Millions of Chinese died in the war, and China rarely misses an opportunity to remind its people and the world of the horror visited upon it, especially as the government thinks Japan has never properly atoned.

Using unusually strong language at a medal ceremony for veterans and their descendants, Xi said that the invaders were “fiendish”.

“The Japanese militarist invaders were extremely bloody and cruel, who treated the Chinese people with unprecedented brutality, and tried to use massacres and death to get the Chinese people to yield,” Xi said, in remarks released by the official Xinhua news agency.

“In the face of the butchers' knives of the invaders, the Chinese people used their flesh and blood to build a new Great Wall,” he added.

The government has repeatedly said that Thursday's parade is not aimed at today's Japan, but to remember the past and cherish the present peace.

China and Japan have long sparred over their history. China consistently brings up events like the 1937 Nanjing Massacre in which it says Japanese troops killed 300 000 people in its then capital.

A postwar Allied tribunal put the death toll at 142 000, but some conservative Japanese politicians and scholars deny a massacre took place at all.

Thursday's parade, featuring about 12 000 troops, is the highlight of events in China this year marking 70 years since World War Two ended in Asia.

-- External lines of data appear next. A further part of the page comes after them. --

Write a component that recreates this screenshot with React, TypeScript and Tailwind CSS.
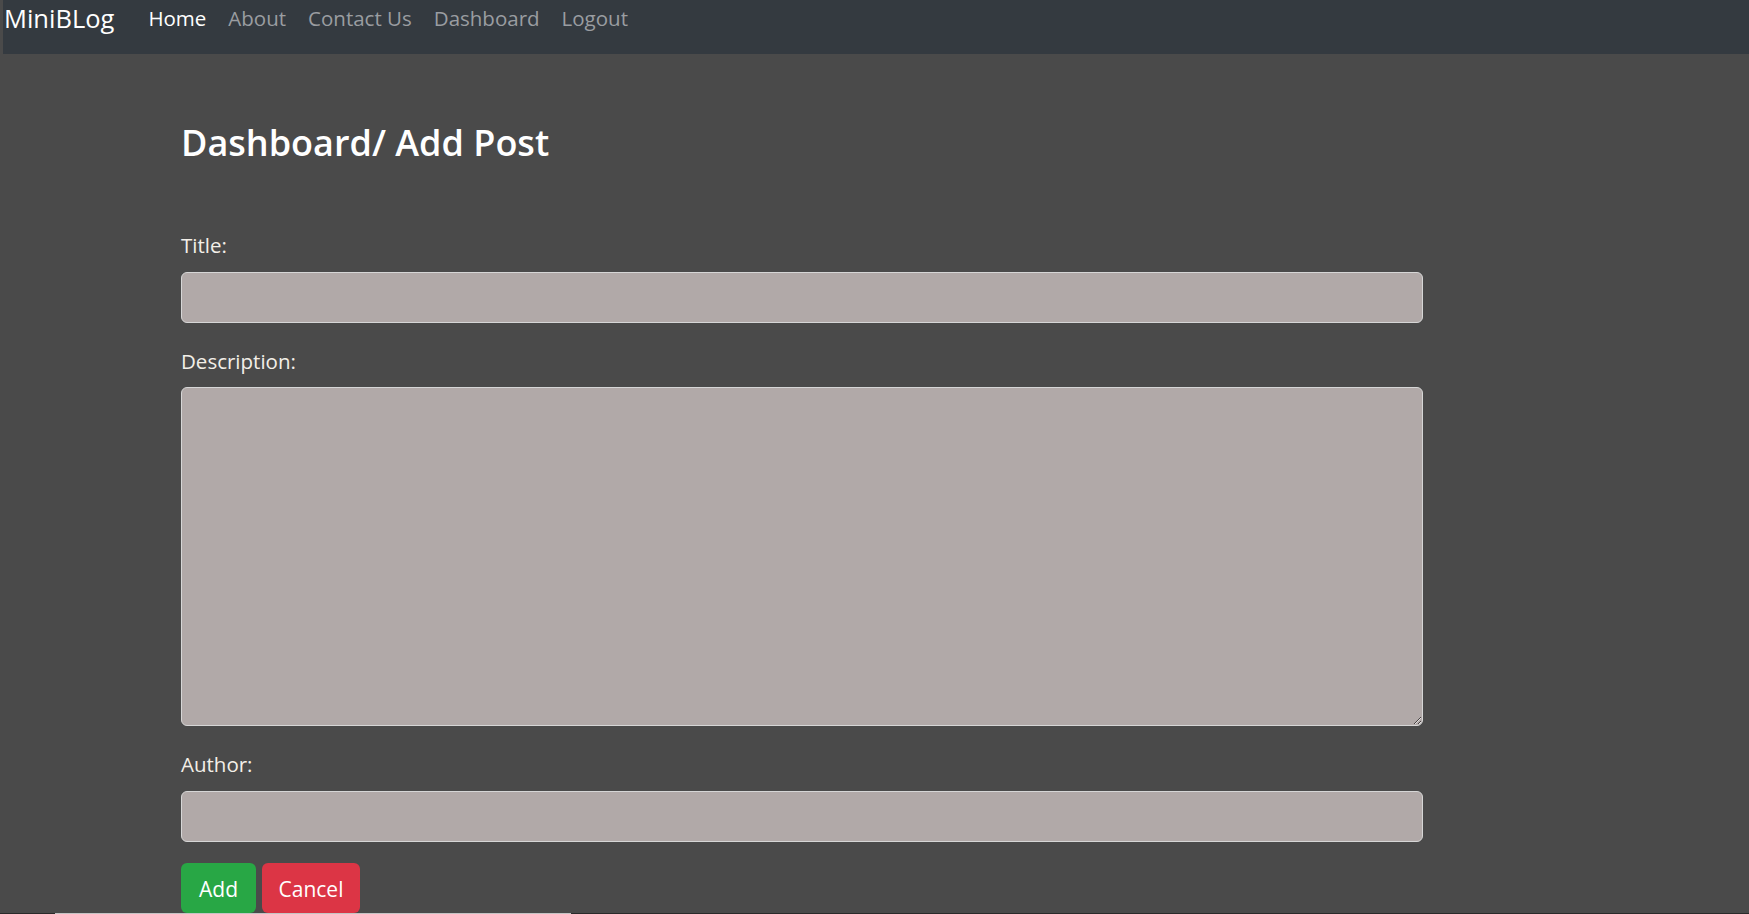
import React from 'react';

const links = ['Home', 'About', 'Contact Us', 'Dashboard', 'Logout'];

export default function App() {
  return (
    <div
      className="relative h-screen overflow-hidden bg-[#4a4a4a] pl-[3px] text-white"
      style={{ fontFamily: '"Segoe UI", "Open Sans", "Noto Sans", sans-serif' }}
    >
      {/* Navbar */}
      <nav className="flex h-[54px] items-start bg-[#343a40] pl-[1px]">
        <a href="#" className="mr-[23px] text-[25.5px] leading-[36px] text-white">
          MiniBLog
        </a>
        <ul className="flex">
          {links.map((l, i) => (
            <li key={l}>
              <a
                href="#"
                className={`block px-[11px] text-[20.5px] leading-[36px] ${i === 0 ? 'text-white' : 'text-[#9a9da1]'}`}
              >
                {l}
              </a>
            </li>
          ))}
        </ul>
      </nav>

      {/* Form */}
      <div className="ml-[178px] w-[1242px]">
        <h1 className="mt-[67px] text-[36px] font-semibold leading-[43px] text-white">Dashboard/ Add Post</h1>

        <form className="mt-[64px] flex flex-col" onSubmit={(e) => e.preventDefault()}>
          <label className="text-[20.5px] leading-[34px] text-[#f3efe8]">Title:</label>
          <input
            type="text"
            className="mt-[10px] h-[51px] w-full rounded-[6px] border border-[#d6d6d6] bg-[#b1a9a8] px-3 outline-none"
          />

          <label className="mt-[21px] text-[20.5px] leading-[34px] text-[#f3efe8]">Description:</label>
          <textarea className="mt-[9px] h-[339px] w-full rounded-[6px] border border-[#d6d6d6] bg-[#b1a9a8] px-3 outline-none" />

          <label className="mt-[21px] text-[20.5px] leading-[34px] text-[#f3efe8]">Author:</label>
          <input
            type="text"
            className="mt-[10px] h-[51px] w-full rounded-[6px] border border-[#d6d6d6] bg-[#b1a9a8] px-3 outline-none"
          />

          <div className="mt-[21px] flex gap-[6px]">
            <button type="submit" className="h-[50px] w-[75px] rounded-[6px] bg-[#28a745] pt-[4px] text-[21px] text-white">
              Add
            </button>
            <button type="button" className="h-[50px] w-[98px] rounded-[6px] bg-[#dc3545] pt-[4px] text-[21px] text-white">
              Cancel
            </button>
          </div>
        </form>
      </div>

      {/* bottom edge strip */}
      <div className="absolute bottom-0 left-0 flex h-px w-full">
        <div className="w-[55px] bg-[#2a2a2a]" />
        <div className="w-[516px] bg-[#c4c4c4]" />
        <div className="flex-1 bg-[#2a2a2a]" />
      </div>
    </div>
  );
}
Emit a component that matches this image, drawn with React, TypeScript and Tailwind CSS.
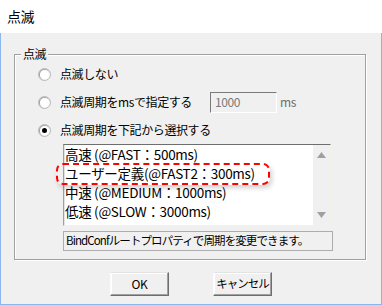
import React from "react"

const items = [
  "高速 (@FAST：500ms)",
  "ユーザー定義(@FAST2：300ms)",
  "中速 (@MEDIUM：1000ms)",
  "低速 (@SLOW：3000ms)",
]

function Radio({ checked }: { checked?: boolean }) {
  return (
    <span className="w-[13px] h-[13px] rounded-full border border-[#b8b8b8] bg-gradient-to-br from-[#dcdcdc] to-white shadow-[inset_1px_1px_1px_#9a9a9a] flex items-center justify-center shrink-0">
      <span className="w-[9px] h-[9px] rounded-full bg-white flex items-center justify-center">
        {checked && <span className="w-[5px] h-[5px] rounded-full bg-black" />}
      </span>
    </span>
  )
}

function Arrow({ down }: { down?: boolean }) {
  return (
    <svg width="9" height="6" viewBox="0 0 9 6">
      <path d={down ? "M0 0H9L4.5 6Z" : "M4.5 0L9 6H0Z"} fill="#a0a0a0" />
    </svg>
  )
}

export default function App() {
  return (
    <div className="w-[382px] h-[305px] flex flex-col bg-[#f0f0f0] text-[12px] text-black font-['Noto_Sans_CJK_JP',sans-serif] tracking-[-0.4px]">
      <div className="h-[33px] bg-white flex items-center pl-[7px] text-[14px] shrink-0">点滅</div>

      <div className="flex-1 flex flex-col border-x border-b border-[#8ab8ec]">
        {/* group box */}
        <div className="relative ml-[13px] mt-[21px] w-[352px] border border-[#a0a0a0] shadow-[1px_1px_0_#fff,inset_1px_1px_0_#fff] pt-[5px] pb-[8px]">
          <span className="absolute -top-[9px] left-[6px] px-[2px] bg-[#f0f0f0] leading-[16px]">点滅</span>

          <div className="h-[28px] flex items-center pl-[23px] gap-[9px]">
            <Radio />
            <span>点滅しない</span>
          </div>

          <div className="h-[28px] flex items-center pl-[23px]">
            <Radio />
            <span className="ml-[9px] w-[150px]">点滅周期をmsで指定する</span>
            <div className="w-[67px] h-[21px] border border-t-[#7a7a7a] border-l-[#7a7a7a] border-b-white border-r-white bg-[#f0f0f0] flex items-center pl-[4px] text-[#7a7a7a]">
              1000
            </div>
            <span className="ml-[3px] text-[#6d6d6d]">ms</span>
          </div>

          <div className="h-[28px] flex items-center pl-[23px] gap-[9px]">
            <Radio checked />
            <span>点滅周期を下記から選択する</span>
          </div>

          {/* list box */}
          <div className="relative ml-[48px] w-[268px] h-[82px] border border-t-[#6e6e6e] border-l-[#a0a0a0] border-b-[#f4f2e4] border-r-[#f4f2e4] shadow-[inset_1px_0_0_#e3e3e3] bg-white flex">
            <div className="flex-1 flex flex-col pl-[1px] text-[13.5px] tracking-[-0.3px]">
              {items.map((item) => (
                <div key={item} className="h-[19px] leading-[19px] whitespace-nowrap">
                  {item}
                </div>
              ))}
            </div>
            <div className="w-[17px] bg-[#f0f0f0] flex flex-col items-center justify-between py-[7px]">
              <Arrow />
              <Arrow down />
            </div>
            <div className="absolute left-[-8px] top-[18px] w-[214px] h-[22px] border-2 border-dashed border-[#f00] rounded-[7px] shadow-[2px_3px_5px_rgba(0,0,0,0.18)]" />
          </div>

          {/* status line */}
          <div className="ml-[48px] mt-[5px] w-[270px] h-[20px] border border-[#adadad] flex items-center pl-[2px] whitespace-nowrap text-[11.5px] tracking-[-0.9px]">
            BindConfルートプロパティで周期を変更できます。
          </div>
        </div>

        {/* buttons */}
        <div className="mt-[12px] flex justify-center gap-[44px]">
          <button className="w-[59px] h-[24px] border border-t-[#e3e3e3] border-l-[#fcfcfc] border-b-[#6e6e6e] border-r-[#6e6e6e] shadow-[inset_-1px_-1px_0_#a0a0a0,inset_1px_1px_0_#fff] bg-[#f0f0f0] text-[12px]">
            OK
          </button>
          <button className="w-[59px] h-[24px] px-0 whitespace-nowrap border border-t-[#e3e3e3] border-l-[#fcfcfc] border-b-[#6e6e6e] border-r-[#6e6e6e] shadow-[inset_-1px_-1px_0_#a0a0a0,inset_1px_1px_0_#fff] bg-[#f0f0f0] text-[11.5px] tracking-[-1px]">
            キャンセル
          </button>
        </div>
      </div>
    </div>
  )
}
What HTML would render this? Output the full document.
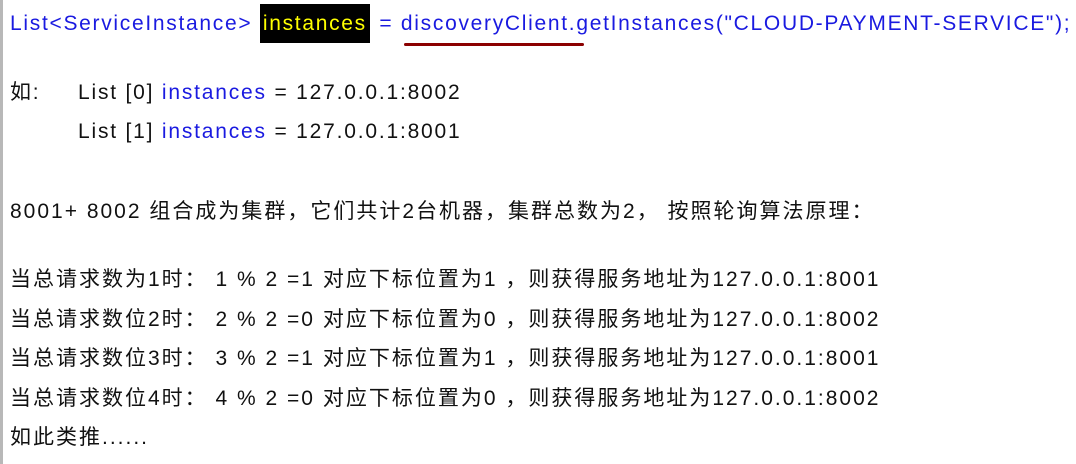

Most Western leaders have decided not to attend due to concerns about the message the parade sends at a time when China is jangling nerves around the region with its growing military assertiveness, for example in the disputed South China Sea.

Japanese Prime Minister Shinzo Abe is also not attending.

Xi said that victory in the war was a “miracle” given the difficulties China faced, but that the lesson has never been forgotten.

“In recent times, in the face of incursions again and again by strong foes, the Chinese people have never yielded, continuing to join forces, taking up positions as those in front fall, tenaciously struggling, swearing to fight to the end,” he said.